Aim
Output the lines exactly, from the one where "Clone this table" appears through the one where "const COL_W = 48.7;" appears. Images are left out.

Recorded data
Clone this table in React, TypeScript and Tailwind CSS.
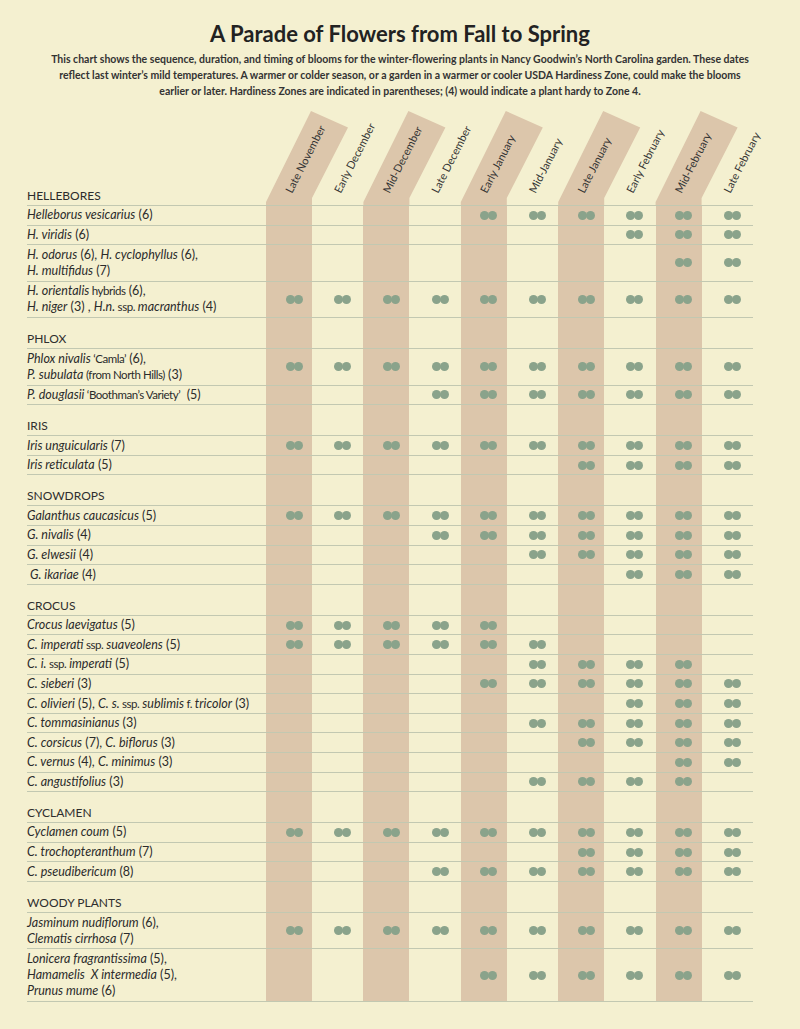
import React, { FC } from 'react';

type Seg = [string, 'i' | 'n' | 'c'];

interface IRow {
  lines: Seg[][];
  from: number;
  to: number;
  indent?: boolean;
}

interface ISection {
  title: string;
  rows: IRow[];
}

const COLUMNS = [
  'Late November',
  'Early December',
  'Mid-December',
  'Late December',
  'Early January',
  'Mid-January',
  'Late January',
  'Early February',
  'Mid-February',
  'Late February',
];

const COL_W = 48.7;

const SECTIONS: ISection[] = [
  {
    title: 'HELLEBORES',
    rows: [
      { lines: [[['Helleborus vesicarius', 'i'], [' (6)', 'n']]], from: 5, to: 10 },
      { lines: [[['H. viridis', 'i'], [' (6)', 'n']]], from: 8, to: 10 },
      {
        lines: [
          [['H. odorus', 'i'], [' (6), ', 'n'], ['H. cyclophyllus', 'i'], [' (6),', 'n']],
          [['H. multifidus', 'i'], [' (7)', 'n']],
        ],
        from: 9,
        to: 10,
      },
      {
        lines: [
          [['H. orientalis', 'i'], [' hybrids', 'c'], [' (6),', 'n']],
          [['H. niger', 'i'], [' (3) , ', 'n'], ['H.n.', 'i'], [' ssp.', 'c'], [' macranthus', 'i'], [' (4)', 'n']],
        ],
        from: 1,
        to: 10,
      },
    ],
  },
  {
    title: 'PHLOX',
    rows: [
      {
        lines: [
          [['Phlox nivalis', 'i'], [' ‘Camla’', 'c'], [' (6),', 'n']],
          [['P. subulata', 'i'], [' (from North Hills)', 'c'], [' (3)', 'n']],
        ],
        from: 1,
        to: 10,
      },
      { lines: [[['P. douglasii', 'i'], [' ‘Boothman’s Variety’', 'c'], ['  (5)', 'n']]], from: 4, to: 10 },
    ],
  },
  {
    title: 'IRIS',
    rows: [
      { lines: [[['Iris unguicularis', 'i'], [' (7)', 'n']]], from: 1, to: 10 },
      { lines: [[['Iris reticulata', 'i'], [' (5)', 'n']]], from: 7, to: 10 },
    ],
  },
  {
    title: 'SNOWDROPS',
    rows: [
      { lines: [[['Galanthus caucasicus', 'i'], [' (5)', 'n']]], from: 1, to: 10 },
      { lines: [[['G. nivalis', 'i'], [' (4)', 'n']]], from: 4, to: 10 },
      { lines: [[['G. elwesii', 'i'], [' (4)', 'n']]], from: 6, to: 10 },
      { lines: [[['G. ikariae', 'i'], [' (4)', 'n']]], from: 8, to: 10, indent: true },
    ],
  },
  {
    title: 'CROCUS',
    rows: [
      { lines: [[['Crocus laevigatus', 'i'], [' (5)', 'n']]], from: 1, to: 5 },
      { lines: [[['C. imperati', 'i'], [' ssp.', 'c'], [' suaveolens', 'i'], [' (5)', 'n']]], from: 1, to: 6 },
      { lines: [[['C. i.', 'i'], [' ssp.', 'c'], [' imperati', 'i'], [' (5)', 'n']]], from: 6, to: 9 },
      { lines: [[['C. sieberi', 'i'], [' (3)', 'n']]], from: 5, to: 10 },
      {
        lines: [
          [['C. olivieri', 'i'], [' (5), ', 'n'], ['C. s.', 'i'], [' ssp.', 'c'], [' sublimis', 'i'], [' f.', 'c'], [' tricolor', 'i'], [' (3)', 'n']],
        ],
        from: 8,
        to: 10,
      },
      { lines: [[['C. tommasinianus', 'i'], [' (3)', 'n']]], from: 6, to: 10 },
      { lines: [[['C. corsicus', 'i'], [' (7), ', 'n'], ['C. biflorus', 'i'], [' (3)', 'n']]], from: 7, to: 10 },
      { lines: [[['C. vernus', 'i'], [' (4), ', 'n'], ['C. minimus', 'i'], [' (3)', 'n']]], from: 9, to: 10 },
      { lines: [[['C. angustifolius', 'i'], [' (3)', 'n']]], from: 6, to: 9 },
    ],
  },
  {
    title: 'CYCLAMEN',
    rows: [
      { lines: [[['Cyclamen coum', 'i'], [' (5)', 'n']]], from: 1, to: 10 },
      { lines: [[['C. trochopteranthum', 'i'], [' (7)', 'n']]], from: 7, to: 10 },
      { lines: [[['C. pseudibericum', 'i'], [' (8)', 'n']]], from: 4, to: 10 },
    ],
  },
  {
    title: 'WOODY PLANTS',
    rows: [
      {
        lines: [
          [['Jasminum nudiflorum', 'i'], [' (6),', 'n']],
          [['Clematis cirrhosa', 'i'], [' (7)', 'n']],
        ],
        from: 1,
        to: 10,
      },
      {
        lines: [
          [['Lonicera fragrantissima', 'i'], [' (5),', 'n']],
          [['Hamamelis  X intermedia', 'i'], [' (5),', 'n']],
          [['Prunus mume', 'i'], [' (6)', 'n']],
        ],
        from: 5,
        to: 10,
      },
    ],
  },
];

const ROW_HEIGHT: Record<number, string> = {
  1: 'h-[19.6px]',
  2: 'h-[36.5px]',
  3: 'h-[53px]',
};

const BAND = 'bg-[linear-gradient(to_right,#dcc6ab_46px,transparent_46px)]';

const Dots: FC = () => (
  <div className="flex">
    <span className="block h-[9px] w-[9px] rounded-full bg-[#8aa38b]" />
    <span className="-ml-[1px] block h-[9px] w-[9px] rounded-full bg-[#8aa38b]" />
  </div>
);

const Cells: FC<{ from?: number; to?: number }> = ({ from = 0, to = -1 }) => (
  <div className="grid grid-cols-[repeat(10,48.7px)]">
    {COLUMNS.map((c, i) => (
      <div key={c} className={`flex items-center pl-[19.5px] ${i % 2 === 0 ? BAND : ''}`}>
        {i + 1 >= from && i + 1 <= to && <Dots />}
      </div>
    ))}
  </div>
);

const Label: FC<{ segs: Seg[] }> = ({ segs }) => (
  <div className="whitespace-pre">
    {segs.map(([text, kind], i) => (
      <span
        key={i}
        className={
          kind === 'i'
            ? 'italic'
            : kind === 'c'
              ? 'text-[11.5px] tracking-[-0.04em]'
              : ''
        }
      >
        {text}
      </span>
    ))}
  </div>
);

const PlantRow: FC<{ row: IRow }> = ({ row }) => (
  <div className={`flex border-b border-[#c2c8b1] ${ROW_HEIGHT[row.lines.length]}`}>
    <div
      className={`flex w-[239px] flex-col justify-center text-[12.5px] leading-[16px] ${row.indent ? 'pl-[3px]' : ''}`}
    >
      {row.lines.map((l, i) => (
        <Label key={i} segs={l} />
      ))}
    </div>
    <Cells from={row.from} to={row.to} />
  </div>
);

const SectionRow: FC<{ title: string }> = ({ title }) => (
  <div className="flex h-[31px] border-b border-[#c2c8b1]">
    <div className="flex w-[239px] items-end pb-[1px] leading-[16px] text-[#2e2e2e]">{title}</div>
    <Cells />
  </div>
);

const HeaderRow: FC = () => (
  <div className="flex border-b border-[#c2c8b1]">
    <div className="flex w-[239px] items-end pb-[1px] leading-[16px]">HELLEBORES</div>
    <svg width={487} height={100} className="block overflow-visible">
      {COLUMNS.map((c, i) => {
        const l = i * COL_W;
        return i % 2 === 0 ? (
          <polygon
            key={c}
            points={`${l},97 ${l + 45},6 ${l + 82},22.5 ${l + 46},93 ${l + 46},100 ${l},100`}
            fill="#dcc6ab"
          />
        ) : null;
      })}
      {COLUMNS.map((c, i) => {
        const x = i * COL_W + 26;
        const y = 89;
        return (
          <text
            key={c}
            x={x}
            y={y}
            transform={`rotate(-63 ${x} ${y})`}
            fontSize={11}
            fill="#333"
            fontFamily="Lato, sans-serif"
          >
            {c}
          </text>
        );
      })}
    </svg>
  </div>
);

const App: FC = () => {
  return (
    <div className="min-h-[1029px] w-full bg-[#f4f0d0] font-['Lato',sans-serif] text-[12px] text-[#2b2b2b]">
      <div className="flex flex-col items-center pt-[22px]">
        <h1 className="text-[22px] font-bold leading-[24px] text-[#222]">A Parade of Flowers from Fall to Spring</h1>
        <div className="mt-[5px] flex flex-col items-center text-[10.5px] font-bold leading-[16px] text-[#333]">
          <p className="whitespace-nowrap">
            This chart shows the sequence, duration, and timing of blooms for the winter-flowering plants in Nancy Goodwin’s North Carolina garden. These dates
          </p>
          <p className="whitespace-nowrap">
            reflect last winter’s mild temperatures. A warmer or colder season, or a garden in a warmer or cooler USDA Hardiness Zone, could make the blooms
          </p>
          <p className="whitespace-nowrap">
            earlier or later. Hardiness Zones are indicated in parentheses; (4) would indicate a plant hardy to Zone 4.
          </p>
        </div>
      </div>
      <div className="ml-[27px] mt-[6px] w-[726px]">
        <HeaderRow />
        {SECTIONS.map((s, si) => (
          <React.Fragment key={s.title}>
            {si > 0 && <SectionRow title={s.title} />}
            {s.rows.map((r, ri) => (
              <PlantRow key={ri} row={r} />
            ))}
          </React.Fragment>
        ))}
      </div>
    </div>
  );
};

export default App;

---

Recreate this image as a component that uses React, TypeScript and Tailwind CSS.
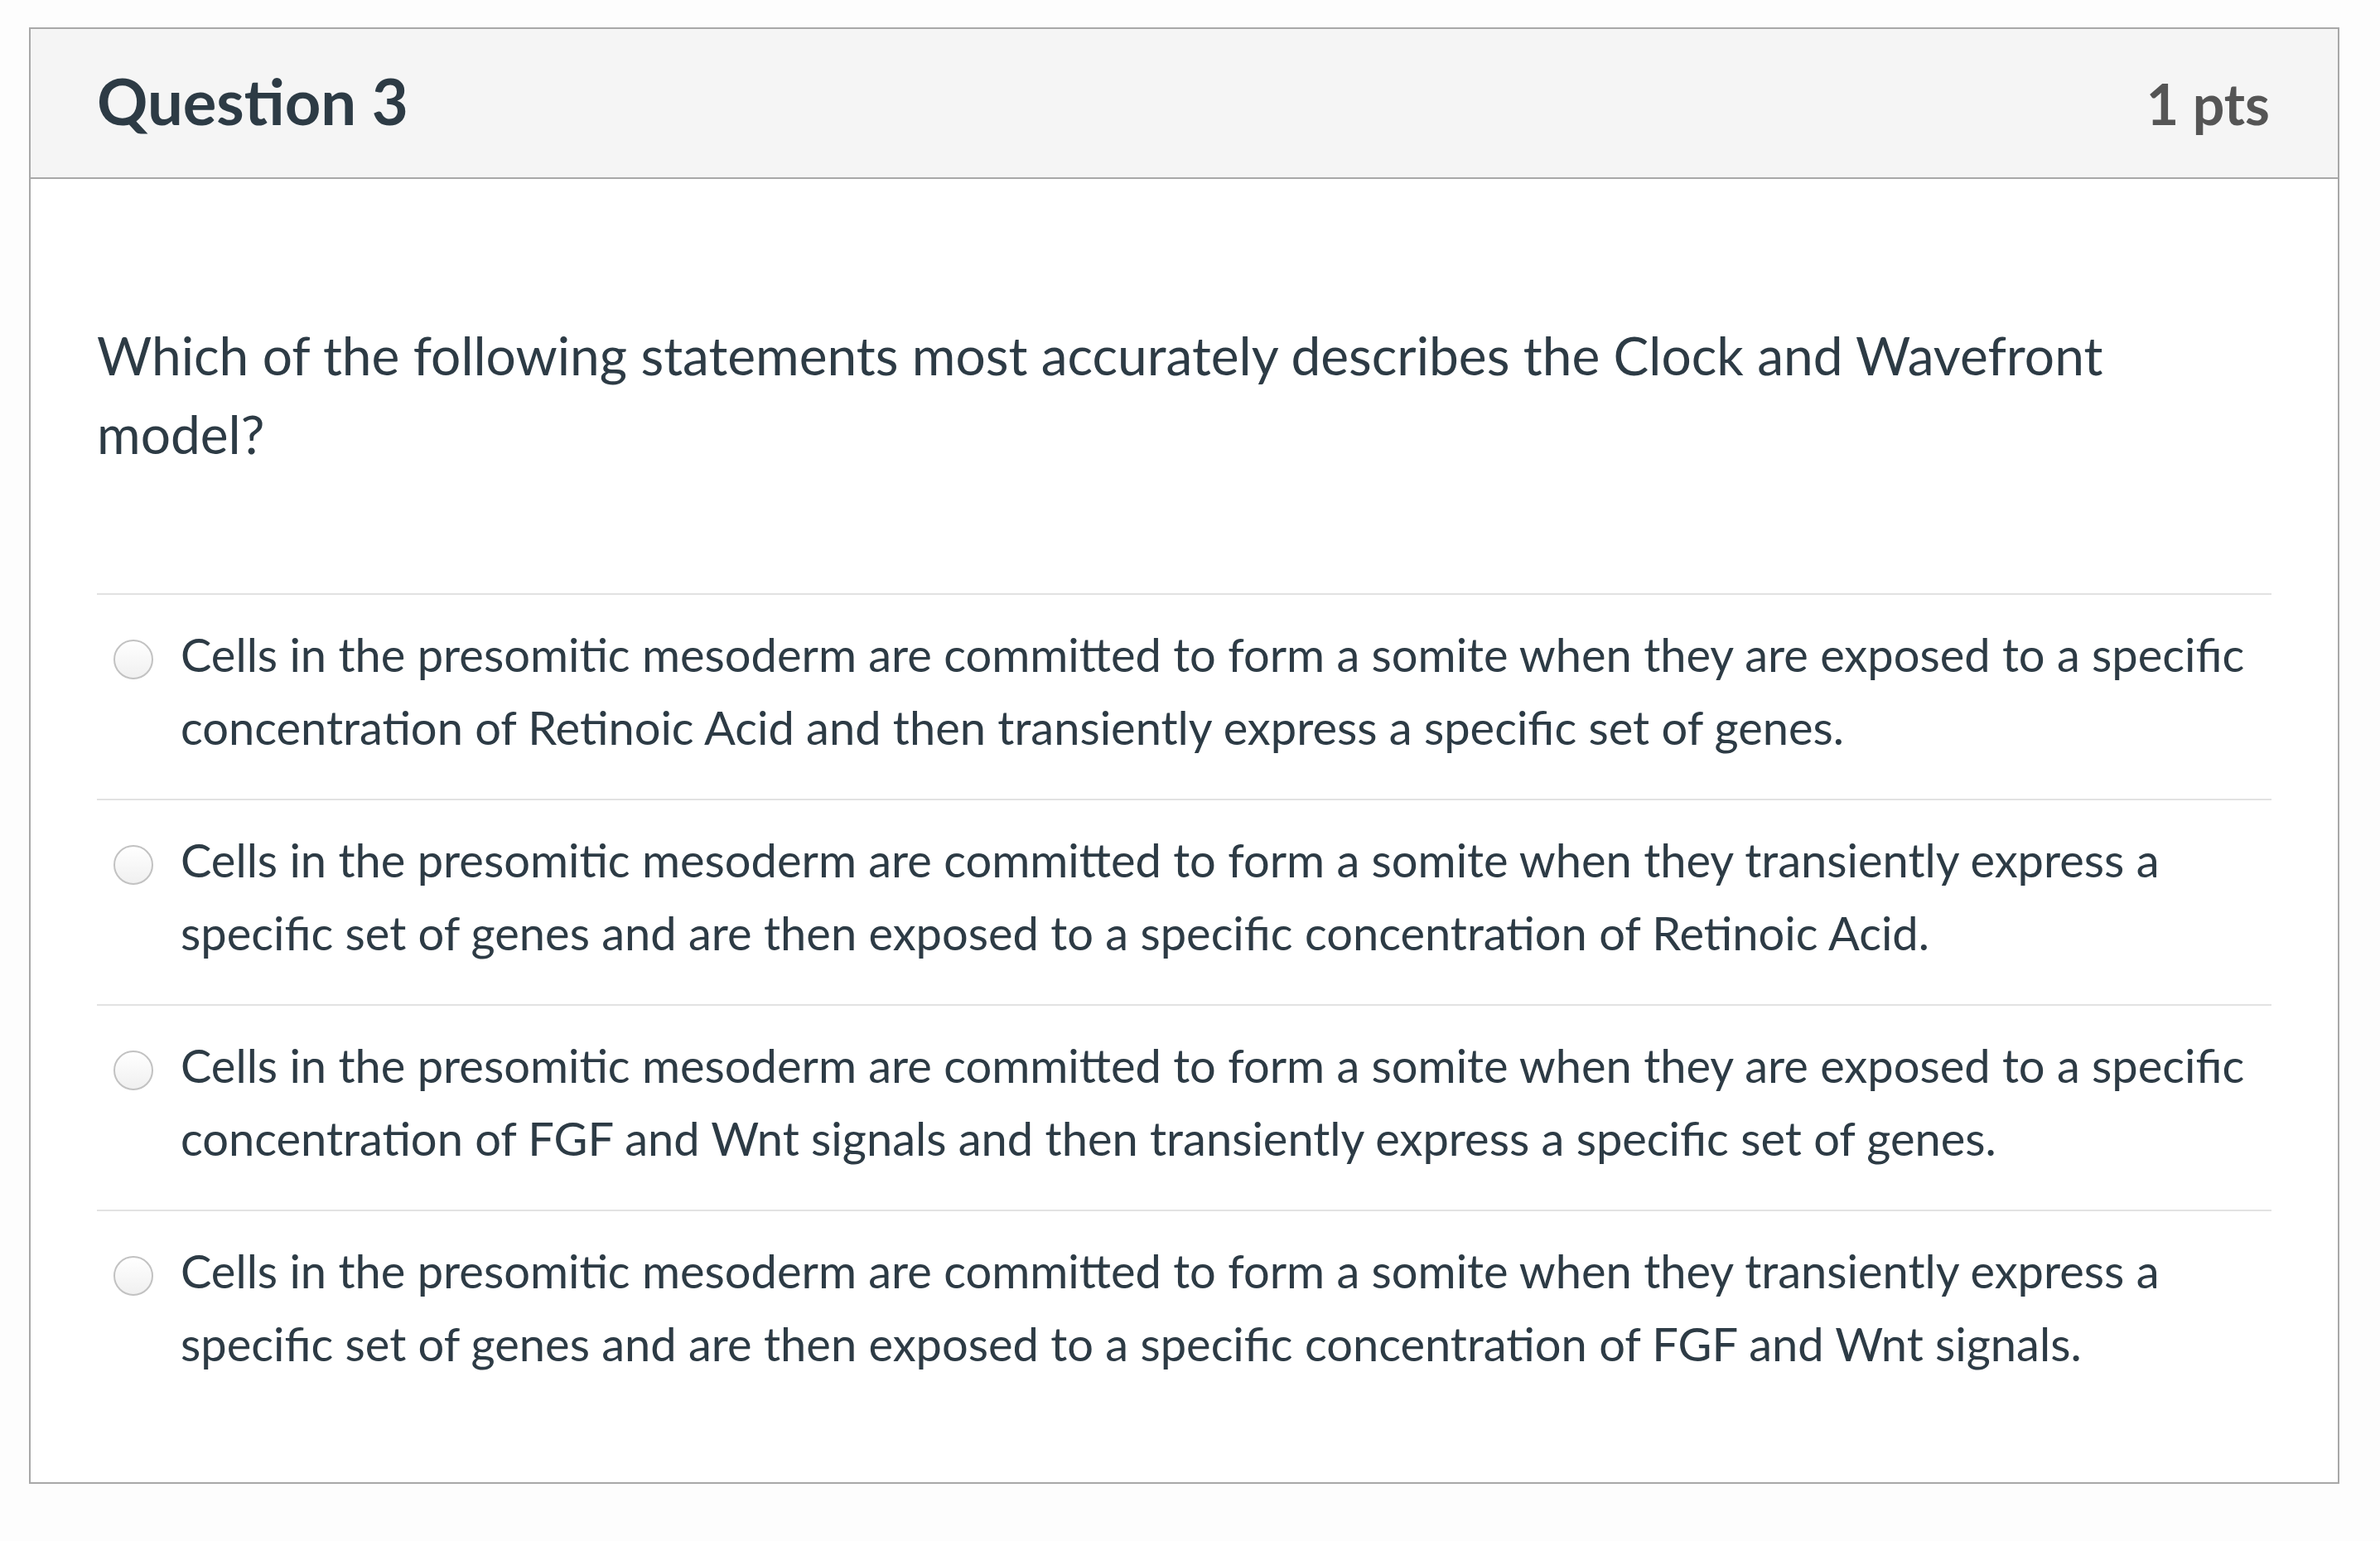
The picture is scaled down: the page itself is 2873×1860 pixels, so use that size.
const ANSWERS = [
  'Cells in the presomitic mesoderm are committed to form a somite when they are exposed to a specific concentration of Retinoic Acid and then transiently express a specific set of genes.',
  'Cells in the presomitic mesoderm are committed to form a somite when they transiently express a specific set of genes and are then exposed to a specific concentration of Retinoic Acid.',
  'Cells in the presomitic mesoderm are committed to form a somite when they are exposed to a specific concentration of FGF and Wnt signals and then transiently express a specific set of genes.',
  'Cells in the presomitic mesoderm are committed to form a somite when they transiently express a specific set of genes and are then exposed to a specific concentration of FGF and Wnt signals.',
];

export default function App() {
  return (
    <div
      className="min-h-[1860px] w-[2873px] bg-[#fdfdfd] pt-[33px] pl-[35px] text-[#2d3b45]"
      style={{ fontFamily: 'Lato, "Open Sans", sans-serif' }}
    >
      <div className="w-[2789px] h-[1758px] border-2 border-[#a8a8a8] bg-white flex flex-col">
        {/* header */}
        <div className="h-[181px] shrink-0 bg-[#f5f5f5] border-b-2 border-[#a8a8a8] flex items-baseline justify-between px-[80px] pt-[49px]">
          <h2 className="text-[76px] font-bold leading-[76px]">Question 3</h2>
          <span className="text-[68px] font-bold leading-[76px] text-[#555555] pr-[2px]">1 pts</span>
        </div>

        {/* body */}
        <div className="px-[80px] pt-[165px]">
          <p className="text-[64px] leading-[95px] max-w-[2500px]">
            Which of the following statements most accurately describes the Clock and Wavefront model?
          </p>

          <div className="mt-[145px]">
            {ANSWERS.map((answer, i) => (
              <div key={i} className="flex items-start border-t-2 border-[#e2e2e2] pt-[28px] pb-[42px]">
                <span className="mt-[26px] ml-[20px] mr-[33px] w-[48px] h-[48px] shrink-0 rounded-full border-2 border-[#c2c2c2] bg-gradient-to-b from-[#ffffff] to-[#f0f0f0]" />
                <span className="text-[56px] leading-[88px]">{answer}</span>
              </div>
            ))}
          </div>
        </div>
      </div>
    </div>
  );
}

Response to the task
Clone this table in React, TypeScript and Tailwind CSS.
import React, { FC } from 'react';

type Seg = [string, 'i' | 'n' | 'c'];

interface IRow {
  lines: Seg[][];
  from: number;
  to: number;
  indent?: boolean;
}

interface ISection {
  title: string;
  rows: IRow[];
}

const COLUMNS = [
  'Late November',
  'Early December',
  'Mid-December',
  'Late December',
  'Early January',
  'Mid-January',
  'Late January',
  'Early February',
  'Mid-February',
  'Late February',
];

const COL_W = 48.7;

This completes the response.